## [GOAL]
Quote the records beneath, complete and exact. Leave out images.

## [SOURCE MATERIAL]
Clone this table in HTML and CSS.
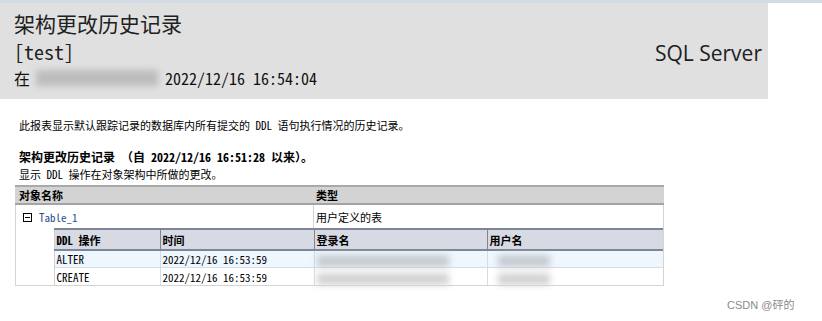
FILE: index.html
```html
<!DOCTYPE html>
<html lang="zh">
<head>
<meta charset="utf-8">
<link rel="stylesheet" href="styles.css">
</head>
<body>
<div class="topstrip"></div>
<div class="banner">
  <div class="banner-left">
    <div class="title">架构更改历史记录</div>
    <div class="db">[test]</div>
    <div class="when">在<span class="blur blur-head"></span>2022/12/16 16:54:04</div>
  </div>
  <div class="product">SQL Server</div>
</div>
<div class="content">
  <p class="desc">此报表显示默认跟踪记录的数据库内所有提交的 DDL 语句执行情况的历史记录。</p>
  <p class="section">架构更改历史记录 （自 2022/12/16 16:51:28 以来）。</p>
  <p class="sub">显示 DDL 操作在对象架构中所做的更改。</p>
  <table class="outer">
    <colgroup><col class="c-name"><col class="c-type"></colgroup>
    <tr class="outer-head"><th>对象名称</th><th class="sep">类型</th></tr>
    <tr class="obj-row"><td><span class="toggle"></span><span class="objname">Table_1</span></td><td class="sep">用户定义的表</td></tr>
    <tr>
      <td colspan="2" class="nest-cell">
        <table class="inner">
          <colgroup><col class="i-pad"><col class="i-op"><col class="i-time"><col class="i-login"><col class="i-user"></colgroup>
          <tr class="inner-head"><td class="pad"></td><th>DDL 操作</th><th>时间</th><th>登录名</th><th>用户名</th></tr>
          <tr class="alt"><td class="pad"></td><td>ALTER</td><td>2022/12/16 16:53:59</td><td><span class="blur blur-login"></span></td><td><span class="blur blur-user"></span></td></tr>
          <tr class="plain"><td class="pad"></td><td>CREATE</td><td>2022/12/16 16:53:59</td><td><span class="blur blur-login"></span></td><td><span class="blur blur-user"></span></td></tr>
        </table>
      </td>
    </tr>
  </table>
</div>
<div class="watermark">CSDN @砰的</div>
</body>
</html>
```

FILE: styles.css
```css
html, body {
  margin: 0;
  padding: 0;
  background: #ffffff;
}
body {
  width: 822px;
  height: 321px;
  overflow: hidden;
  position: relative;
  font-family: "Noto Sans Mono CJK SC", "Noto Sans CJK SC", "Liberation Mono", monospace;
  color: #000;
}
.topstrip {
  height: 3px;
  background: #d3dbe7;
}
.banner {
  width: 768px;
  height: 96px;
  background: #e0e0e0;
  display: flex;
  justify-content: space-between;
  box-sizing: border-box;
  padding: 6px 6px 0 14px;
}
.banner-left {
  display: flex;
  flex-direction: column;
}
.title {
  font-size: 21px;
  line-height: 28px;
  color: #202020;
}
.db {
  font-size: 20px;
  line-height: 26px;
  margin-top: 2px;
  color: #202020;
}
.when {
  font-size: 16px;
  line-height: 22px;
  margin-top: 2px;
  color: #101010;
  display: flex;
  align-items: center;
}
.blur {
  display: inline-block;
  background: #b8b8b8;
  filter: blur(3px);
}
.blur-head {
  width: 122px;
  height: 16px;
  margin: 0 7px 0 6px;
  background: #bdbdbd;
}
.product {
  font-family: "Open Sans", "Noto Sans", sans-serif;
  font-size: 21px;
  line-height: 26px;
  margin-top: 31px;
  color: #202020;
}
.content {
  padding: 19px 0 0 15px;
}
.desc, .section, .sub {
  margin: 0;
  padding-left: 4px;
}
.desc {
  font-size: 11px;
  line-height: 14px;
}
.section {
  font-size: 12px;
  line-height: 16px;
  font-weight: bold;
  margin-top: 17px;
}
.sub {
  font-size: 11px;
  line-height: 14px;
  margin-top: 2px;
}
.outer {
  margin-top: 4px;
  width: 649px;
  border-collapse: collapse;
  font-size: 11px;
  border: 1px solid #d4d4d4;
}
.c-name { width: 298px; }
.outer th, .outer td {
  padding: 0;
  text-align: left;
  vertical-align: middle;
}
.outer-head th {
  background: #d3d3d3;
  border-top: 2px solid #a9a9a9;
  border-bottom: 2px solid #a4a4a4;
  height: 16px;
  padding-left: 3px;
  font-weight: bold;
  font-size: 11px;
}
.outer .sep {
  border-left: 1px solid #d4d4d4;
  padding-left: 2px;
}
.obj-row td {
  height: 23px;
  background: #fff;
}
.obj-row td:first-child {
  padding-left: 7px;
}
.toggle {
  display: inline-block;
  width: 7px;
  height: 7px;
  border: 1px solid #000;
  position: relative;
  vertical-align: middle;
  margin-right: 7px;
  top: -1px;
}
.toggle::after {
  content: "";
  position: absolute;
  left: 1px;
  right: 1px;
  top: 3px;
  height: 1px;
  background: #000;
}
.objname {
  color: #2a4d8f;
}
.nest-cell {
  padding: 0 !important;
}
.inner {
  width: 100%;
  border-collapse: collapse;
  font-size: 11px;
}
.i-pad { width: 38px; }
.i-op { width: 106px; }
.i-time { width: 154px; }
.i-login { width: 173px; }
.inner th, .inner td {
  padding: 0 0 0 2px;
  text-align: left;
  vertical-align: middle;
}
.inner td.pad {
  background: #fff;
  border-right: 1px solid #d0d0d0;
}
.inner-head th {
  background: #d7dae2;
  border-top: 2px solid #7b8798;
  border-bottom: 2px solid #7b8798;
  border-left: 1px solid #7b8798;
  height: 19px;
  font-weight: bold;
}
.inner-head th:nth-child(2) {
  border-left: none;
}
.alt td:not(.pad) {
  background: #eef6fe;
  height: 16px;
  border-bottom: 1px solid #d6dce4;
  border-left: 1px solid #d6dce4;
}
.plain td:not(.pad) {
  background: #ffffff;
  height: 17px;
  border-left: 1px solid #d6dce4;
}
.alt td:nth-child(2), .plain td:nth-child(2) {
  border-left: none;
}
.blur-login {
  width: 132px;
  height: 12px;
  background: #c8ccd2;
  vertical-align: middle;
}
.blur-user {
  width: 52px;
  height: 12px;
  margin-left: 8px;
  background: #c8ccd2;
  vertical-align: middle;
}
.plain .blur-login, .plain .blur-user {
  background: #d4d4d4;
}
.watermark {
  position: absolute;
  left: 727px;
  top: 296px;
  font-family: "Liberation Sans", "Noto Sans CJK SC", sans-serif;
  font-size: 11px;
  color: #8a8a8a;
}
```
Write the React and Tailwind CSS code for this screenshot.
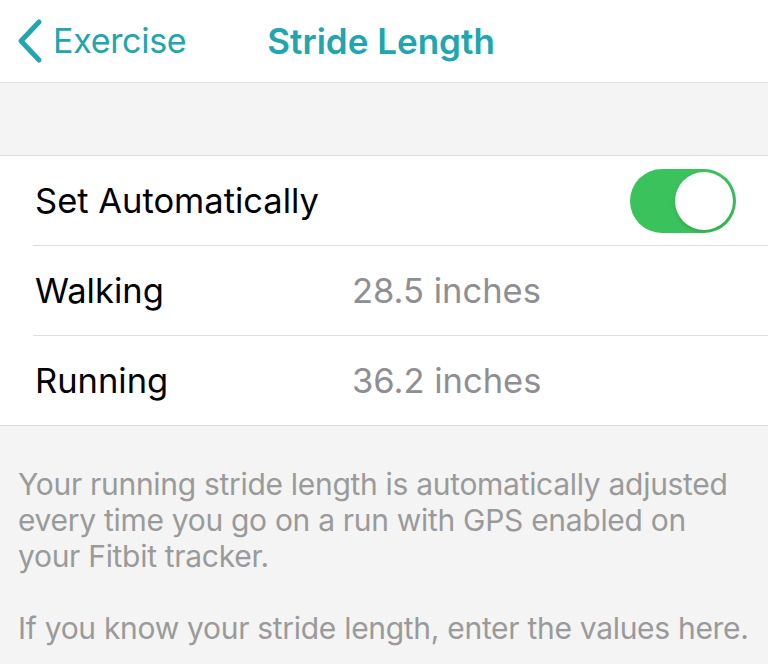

## [RESULT]
Clone this table in HTML and CSS.
FILE: index.html
```html
<!DOCTYPE html>
<html lang="zh">
<head>
<meta charset="utf-8">
<link rel="stylesheet" href="styles.css">
</head>
<body>
<div class="topstrip"></div>
<div class="banner">
  <div class="banner-left">
    <div class="title">架构更改历史记录</div>
    <div class="db">[test]</div>
    <div class="when">在<span class="blur blur-head"></span>2022/12/16 16:54:04</div>
  </div>
  <div class="product">SQL Server</div>
</div>
<div class="content">
  <p class="desc">此报表显示默认跟踪记录的数据库内所有提交的 DDL 语句执行情况的历史记录。</p>
  <p class="section">架构更改历史记录 （自 2022/12/16 16:51:28 以来）。</p>
  <p class="sub">显示 DDL 操作在对象架构中所做的更改。</p>
  <table class="outer">
    <colgroup><col class="c-name"><col class="c-type"></colgroup>
    <tr class="outer-head"><th>对象名称</th><th class="sep">类型</th></tr>
    <tr class="obj-row"><td><span class="toggle"></span><span class="objname">Table_1</span></td><td class="sep">用户定义的表</td></tr>
    <tr>
      <td colspan="2" class="nest-cell">
        <table class="inner">
          <colgroup><col class="i-pad"><col class="i-op"><col class="i-time"><col class="i-login"><col class="i-user"></colgroup>
          <tr class="inner-head"><td class="pad"></td><th>DDL 操作</th><th>时间</th><th>登录名</th><th>用户名</th></tr>
          <tr class="alt"><td class="pad"></td><td>ALTER</td><td>2022/12/16 16:53:59</td><td><span class="blur blur-login"></span></td><td><span class="blur blur-user"></span></td></tr>
          <tr class="plain"><td class="pad"></td><td>CREATE</td><td>2022/12/16 16:53:59</td><td><span class="blur blur-login"></span></td><td><span class="blur blur-user"></span></td></tr>
        </table>
      </td>
    </tr>
  </table>
</div>
<div class="watermark">CSDN @砰的</div>
</body>
</html>
```

FILE: styles.css
```css
html, body {
  margin: 0;
  padding: 0;
  background: #ffffff;
}
body {
  width: 822px;
  height: 321px;
  overflow: hidden;
  position: relative;
  font-family: "Noto Sans Mono CJK SC", "Noto Sans CJK SC", "Liberation Mono", monospace;
  color: #000;
}
.topstrip {
  height: 3px;
  background: #d3dbe7;
}
.banner {
  width: 768px;
  height: 96px;
  background: #e0e0e0;
  display: flex;
  justify-content: space-between;
  box-sizing: border-box;
  padding: 6px 6px 0 14px;
}
.banner-left {
  display: flex;
  flex-direction: column;
}
.title {
  font-size: 21px;
  line-height: 28px;
  color: #202020;
}
.db {
  font-size: 20px;
  line-height: 26px;
  margin-top: 2px;
  color: #202020;
}
.when {
  font-size: 16px;
  line-height: 22px;
  margin-top: 2px;
  color: #101010;
  display: flex;
  align-items: center;
}
.blur {
  display: inline-block;
  background: #b8b8b8;
  filter: blur(3px);
}
.blur-head {
  width: 122px;
  height: 16px;
  margin: 0 7px 0 6px;
  background: #bdbdbd;
}
.product {
  font-family: "Open Sans", "Noto Sans", sans-serif;
  font-size: 21px;
  line-height: 26px;
  margin-top: 31px;
  color: #202020;
}
.content {
  padding: 19px 0 0 15px;
}
.desc, .section, .sub {
  margin: 0;
  padding-left: 4px;
}
.desc {
  font-size: 11px;
  line-height: 14px;
}
.section {
  font-size: 12px;
  line-height: 16px;
  font-weight: bold;
  margin-top: 17px;
}
.sub {
  font-size: 11px;
  line-height: 14px;
  margin-top: 2px;
}
.outer {
  margin-top: 4px;
  width: 649px;
  border-collapse: collapse;
  font-size: 11px;
  border: 1px solid #d4d4d4;
}
.c-name { width: 298px; }
.outer th, .outer td {
  padding: 0;
  text-align: left;
  vertical-align: middle;
}
.outer-head th {
  background: #d3d3d3;
  border-top: 2px solid #a9a9a9;
  border-bottom: 2px solid #a4a4a4;
  height: 16px;
  padding-left: 3px;
  font-weight: bold;
  font-size: 11px;
}
.outer .sep {
  border-left: 1px solid #d4d4d4;
  padding-left: 2px;
}
.obj-row td {
  height: 23px;
  background: #fff;
}
.obj-row td:first-child {
  padding-left: 7px;
}
.toggle {
  display: inline-block;
  width: 7px;
  height: 7px;
  border: 1px solid #000;
  position: relative;
  vertical-align: middle;
  margin-right: 7px;
  top: -1px;
}
.toggle::after {
  content: "";
  position: absolute;
  left: 1px;
  right: 1px;
  top: 3px;
  height: 1px;
  background: #000;
}
.objname {
  color: #2a4d8f;
}
.nest-cell {
  padding: 0 !important;
}
.inner {
  width: 100%;
  border-collapse: collapse;
  font-size: 11px;
}
.i-pad { width: 38px; }
.i-op { width: 106px; }
.i-time { width: 154px; }
.i-login { width: 173px; }
.inner th, .inner td {
  padding: 0 0 0 2px;
  text-align: left;
  vertical-align: middle;
}
.inner td.pad {
  background: #fff;
  border-right: 1px solid #d0d0d0;
}
.inner-head th {
  background: #d7dae2;
  border-top: 2px solid #7b8798;
  border-bottom: 2px solid #7b8798;
  border-left: 1px solid #7b8798;
  height: 19px;
  font-weight: bold;
}
.inner-head th:nth-child(2) {
  border-left: none;
}
.alt td:not(.pad) {
  background: #eef6fe;
  height: 16px;
  border-bottom: 1px solid #d6dce4;
  border-left: 1px solid #d6dce4;
}
.plain td:not(.pad) {
  background: #ffffff;
  height: 17px;
  border-left: 1px solid #d6dce4;
}
.alt td:nth-child(2), .plain td:nth-child(2) {
  border-left: none;
}
.blur-login {
  width: 132px;
  height: 12px;
  background: #c8ccd2;
  vertical-align: middle;
}
.blur-user {
  width: 52px;
  height: 12px;
  margin-left: 8px;
  background: #c8ccd2;
  vertical-align: middle;
}
.plain .blur-login, .plain .blur-user {
  background: #d4d4d4;
}
.watermark {
  position: absolute;
  left: 727px;
  top: 296px;
  font-family: "Liberation Sans", "Noto Sans CJK SC", sans-serif;
  font-size: 11px;
  color: #8a8a8a;
}
```
Write the React and Tailwind CSS code for this screenshot.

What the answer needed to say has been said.